Lev Butts Reviews Catch-22 & Closing Time by Joseph Heller

Joseph Heller's life came with literal bookends.
Heller's first novel, Catch-22, tells the story of Captain John Yossarian, a World War II bombadier who, after failing to save the life of a mortally wounded rear-gunner, discovers he no longer wants to fly missions anymore because "they" are trying to kill him. Unfortunately, though everyone admits Yossarian is as crazy as his tentmate Orr (who crashes his airplane during each mission), he cannot be grounded because there's a catch
and that was Catch-22, which specified that a concern for one's own safety in the face of dangers that were real and immediate was the process of a rational mind. Orr was crazy and could be grounded. All he had to do was ask; and as soon as he did, he would no longer be crazy and would have to fly more missions.
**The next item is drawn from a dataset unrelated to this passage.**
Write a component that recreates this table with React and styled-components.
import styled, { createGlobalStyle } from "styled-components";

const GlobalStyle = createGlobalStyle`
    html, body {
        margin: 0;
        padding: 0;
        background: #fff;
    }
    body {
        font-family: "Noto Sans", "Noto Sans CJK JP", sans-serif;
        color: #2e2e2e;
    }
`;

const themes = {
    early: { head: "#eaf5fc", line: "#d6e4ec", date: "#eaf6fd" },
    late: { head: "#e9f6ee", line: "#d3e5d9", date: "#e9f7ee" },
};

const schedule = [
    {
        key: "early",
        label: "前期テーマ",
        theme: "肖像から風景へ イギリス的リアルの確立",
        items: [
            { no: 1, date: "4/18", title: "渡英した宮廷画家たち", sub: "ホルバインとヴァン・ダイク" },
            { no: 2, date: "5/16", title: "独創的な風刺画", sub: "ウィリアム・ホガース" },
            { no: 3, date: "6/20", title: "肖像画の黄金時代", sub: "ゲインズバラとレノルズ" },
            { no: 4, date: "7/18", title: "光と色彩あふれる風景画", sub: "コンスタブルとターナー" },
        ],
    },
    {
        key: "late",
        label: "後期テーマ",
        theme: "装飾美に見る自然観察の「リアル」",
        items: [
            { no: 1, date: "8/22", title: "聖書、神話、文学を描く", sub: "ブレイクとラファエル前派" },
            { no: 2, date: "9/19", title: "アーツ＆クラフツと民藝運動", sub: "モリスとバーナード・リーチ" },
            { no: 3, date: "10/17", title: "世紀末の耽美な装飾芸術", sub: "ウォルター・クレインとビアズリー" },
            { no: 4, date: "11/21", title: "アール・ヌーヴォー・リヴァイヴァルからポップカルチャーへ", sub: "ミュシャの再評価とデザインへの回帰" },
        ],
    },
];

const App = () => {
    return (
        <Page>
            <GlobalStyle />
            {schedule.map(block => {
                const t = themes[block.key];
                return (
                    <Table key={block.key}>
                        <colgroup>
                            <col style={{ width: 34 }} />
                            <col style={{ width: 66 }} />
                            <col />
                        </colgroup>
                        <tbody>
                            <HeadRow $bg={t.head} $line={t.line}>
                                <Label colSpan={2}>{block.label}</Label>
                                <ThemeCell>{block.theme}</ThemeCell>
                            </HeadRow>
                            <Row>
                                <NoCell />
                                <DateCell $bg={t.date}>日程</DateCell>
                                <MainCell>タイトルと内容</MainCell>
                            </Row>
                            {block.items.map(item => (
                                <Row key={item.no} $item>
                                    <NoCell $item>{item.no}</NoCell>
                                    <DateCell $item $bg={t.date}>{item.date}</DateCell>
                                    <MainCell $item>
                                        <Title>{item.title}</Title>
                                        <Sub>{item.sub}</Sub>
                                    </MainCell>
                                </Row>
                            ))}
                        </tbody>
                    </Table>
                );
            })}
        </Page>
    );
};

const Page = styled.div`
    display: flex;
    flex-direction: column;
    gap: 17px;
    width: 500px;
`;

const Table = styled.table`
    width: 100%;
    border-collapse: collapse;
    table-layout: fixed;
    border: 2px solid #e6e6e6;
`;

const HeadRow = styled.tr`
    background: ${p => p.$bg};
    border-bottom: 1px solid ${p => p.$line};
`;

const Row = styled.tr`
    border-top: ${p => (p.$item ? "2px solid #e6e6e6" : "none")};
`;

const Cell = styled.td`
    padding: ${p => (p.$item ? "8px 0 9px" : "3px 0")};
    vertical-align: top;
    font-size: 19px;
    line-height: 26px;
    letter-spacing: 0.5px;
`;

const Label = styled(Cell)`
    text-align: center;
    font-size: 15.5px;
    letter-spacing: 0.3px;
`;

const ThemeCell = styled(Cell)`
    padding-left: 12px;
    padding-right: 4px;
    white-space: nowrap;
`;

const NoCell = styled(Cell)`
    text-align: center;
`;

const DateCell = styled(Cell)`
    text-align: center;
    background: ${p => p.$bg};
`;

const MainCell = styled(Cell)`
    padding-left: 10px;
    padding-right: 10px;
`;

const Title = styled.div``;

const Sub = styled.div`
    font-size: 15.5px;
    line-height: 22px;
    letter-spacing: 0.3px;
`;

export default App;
Orr would be crazy to fly more missions and sane if he didn't, but if he was sane, he had to fly them. If he flew them, he was crazy and didn't have to; but if he didn't want to, he was sane and had to. 
Over the course of the novel, we learn that "they" are not necessarily the Germans nor even the U.S. military commanders, but anyone with power over anyone else because
Catch-22 says they have a right to do anything we can't stop them from doing.
Given the choice of joining with the "theys" or facing a court-martial for desertion, Yossarian decides instead to run away from the whole shebang, and takes off for Sweden.

youthful rebellion
It isn't until 33 years later, when Heller published his final novel and sequel to Catch-22Closing Time, that the full ramifications of the catch come home. This novel finds Yossarian an old man who has been coerced into working for M&M Enterprises (the shadowy catering syndicate from the first novel) by being asked to and offered lots of money. We learn his escape plan failed almost as soon as it began when he was arrested in Italy and forced to be sent back home a hero.
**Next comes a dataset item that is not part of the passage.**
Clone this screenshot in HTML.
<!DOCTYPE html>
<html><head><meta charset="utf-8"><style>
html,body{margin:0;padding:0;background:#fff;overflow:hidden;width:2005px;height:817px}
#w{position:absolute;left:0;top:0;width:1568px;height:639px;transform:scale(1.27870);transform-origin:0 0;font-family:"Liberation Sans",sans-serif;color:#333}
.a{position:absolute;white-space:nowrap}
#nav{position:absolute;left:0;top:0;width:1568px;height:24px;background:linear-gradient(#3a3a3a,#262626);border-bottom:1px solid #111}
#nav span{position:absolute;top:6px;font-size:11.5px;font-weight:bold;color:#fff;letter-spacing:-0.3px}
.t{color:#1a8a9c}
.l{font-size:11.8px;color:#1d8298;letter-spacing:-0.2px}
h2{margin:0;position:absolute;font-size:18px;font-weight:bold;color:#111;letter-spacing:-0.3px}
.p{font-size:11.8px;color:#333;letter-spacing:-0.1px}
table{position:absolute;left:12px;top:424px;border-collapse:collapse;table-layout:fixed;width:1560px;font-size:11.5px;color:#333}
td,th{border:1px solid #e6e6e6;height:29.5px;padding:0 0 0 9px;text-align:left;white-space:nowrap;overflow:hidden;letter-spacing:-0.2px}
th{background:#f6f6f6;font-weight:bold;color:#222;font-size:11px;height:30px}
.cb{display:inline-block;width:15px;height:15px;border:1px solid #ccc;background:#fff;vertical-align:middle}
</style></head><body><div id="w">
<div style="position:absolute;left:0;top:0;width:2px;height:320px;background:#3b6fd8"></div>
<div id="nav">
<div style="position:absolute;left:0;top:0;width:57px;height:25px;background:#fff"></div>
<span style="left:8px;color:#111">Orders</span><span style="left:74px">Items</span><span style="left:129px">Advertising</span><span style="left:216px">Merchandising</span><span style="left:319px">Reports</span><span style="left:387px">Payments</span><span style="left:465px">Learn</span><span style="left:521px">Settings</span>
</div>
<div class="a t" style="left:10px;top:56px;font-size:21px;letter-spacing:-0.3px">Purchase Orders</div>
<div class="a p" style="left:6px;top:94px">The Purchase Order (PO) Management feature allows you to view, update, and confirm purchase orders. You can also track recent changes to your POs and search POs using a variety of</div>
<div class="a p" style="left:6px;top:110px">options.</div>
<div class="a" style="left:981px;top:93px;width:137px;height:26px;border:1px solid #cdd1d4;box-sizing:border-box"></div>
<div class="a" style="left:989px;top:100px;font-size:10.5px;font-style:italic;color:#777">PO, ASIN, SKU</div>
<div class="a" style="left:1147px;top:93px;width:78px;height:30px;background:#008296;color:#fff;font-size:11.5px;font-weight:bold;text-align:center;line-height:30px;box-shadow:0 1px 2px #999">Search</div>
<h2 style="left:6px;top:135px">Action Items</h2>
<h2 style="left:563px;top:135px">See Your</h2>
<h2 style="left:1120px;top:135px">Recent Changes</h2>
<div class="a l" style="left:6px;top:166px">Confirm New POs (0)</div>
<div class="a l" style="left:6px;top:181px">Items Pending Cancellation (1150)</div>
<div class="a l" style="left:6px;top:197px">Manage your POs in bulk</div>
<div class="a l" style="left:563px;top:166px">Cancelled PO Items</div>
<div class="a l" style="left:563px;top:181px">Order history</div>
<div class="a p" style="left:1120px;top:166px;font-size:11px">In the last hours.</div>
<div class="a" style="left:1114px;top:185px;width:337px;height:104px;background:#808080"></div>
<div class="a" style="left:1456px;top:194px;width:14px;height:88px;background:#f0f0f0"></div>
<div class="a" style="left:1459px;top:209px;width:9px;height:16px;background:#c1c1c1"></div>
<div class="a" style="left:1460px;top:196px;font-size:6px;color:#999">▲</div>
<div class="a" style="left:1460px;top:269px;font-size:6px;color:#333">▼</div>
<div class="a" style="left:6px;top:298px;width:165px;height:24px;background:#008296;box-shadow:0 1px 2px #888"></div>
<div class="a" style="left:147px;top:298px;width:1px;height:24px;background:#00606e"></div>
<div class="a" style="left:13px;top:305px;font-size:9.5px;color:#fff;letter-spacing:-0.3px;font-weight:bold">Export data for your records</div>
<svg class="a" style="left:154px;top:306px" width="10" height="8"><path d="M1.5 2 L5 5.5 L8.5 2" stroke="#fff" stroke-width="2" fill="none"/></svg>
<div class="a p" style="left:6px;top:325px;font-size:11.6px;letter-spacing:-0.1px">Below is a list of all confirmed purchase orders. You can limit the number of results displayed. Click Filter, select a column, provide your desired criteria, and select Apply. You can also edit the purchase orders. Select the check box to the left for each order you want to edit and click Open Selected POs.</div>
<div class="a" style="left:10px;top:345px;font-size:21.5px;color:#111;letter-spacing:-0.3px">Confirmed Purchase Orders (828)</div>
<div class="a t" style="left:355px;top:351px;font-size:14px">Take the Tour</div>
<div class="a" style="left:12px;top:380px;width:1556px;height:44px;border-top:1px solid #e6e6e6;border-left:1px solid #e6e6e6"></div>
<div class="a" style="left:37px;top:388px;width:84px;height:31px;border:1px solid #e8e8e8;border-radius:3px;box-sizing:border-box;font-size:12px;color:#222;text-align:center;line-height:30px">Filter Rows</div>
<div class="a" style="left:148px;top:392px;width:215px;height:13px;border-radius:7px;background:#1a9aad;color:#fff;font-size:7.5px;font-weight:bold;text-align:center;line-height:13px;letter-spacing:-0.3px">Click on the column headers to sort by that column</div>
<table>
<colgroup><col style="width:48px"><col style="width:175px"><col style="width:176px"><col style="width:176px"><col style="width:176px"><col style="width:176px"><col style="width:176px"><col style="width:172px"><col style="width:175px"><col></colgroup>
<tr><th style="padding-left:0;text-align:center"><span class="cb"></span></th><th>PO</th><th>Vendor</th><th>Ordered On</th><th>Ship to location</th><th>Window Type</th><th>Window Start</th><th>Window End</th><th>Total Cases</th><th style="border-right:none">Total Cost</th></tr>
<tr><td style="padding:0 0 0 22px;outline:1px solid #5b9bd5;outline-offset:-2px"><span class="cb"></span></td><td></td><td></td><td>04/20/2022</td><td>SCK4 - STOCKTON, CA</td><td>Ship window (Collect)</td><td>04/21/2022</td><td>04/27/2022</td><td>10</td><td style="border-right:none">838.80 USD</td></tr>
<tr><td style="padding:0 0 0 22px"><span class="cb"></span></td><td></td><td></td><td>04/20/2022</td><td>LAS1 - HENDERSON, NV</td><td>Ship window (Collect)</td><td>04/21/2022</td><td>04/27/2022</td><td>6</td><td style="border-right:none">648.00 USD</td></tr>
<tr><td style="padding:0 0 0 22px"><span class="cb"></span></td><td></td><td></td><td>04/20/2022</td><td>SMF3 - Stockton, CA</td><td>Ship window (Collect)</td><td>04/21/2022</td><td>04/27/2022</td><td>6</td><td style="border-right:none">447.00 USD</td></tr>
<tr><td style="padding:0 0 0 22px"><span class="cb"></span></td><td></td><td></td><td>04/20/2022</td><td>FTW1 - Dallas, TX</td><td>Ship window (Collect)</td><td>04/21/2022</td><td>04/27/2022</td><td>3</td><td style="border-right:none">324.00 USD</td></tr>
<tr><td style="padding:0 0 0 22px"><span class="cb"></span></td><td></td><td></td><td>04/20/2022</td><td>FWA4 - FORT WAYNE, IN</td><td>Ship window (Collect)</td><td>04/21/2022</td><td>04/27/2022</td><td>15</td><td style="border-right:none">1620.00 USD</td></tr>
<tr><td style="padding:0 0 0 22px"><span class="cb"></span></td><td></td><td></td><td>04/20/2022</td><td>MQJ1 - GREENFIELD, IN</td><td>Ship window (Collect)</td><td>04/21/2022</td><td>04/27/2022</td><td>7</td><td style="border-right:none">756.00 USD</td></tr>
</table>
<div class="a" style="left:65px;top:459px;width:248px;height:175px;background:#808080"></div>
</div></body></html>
He has spent the majority of his adult life employed as M&M's conscience. He tells them why their decisions stink, so they can ignore him and do what they want anyway. In short, Yossarian learns that Catch-22 applies to everyone, even those in power, and the worst way to live is to be accepted by the other bastards who run things.

oldful submission
Closing Time received almost universal negative reviews, primarily due to people's disappointment that Yossarian wound up a sell-out and corporate schill. However, this is exactly the beauty of the sequel. I loved Catch-22 because of the biting way it critiqued bereaucracy. As a teenager, it gave my rebellious phase a kind of legitimacy, in much the same way as The Adventures of Huckleberry Finn or Catcher in the Rye did for many others. Closing Time, though, shows us that Yossarian was no more successful in his rebellion than any of us were. He still had to grow up, find a job, have a family, get divorced, and fail at everything he ever tried artistically, just like the rest of us.
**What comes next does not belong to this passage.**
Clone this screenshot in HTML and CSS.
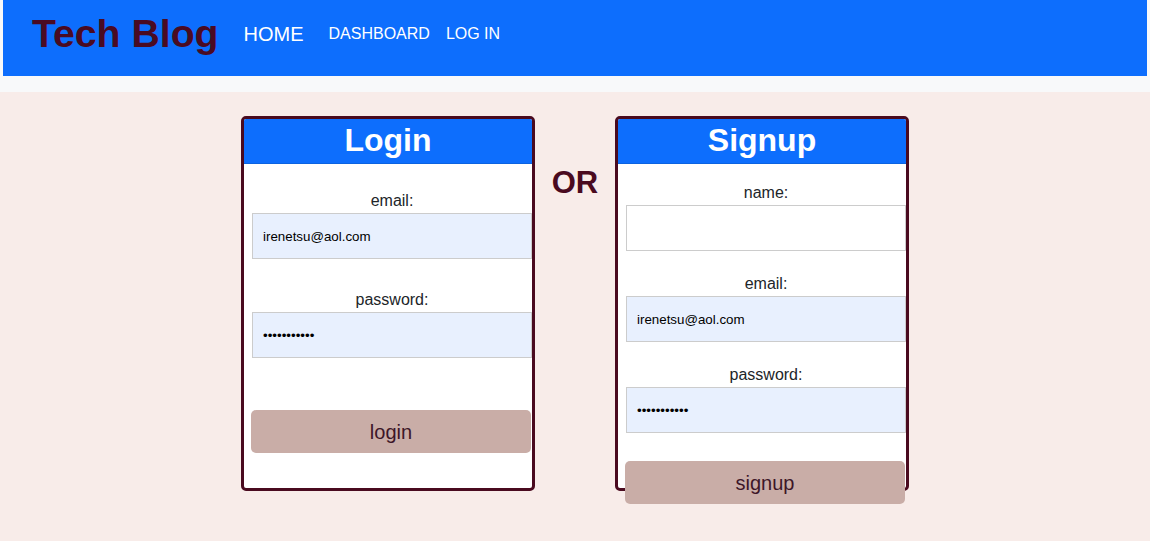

It is a more honest continuation of Yossarian's story. Logically we know that Huck Finn will eventually grow up, and he may possibly one day own slaves, and no matter how nicely he treats them, he'll still be a slaveowner. Holden Caulfield is going to grow up, and he will get a job and live the very middle class lifestyle he spends a weekend in New York rebelling against. However, we don't have to think of that because we are left only with Huck lighting out for the Territories, and Holden watching his sister on that carousel.

For thirty years, Heller allowed us a similar vision of Yossarian, saying "No" and running off to Sweden. Heller let us idolize Yossarian, and then, as a final joke, he showed us the catch in action: Yossarian was just a schlub like the rest of us. For many, it upset them. For me, it was liberating. After all, if Yossarian couldn't maintain his youthful rebellion, I have no reason to bemoan my own selling out. I can look at my own middle-class life and be proud. I always wanted to be like Yossarian, and turns out, I am!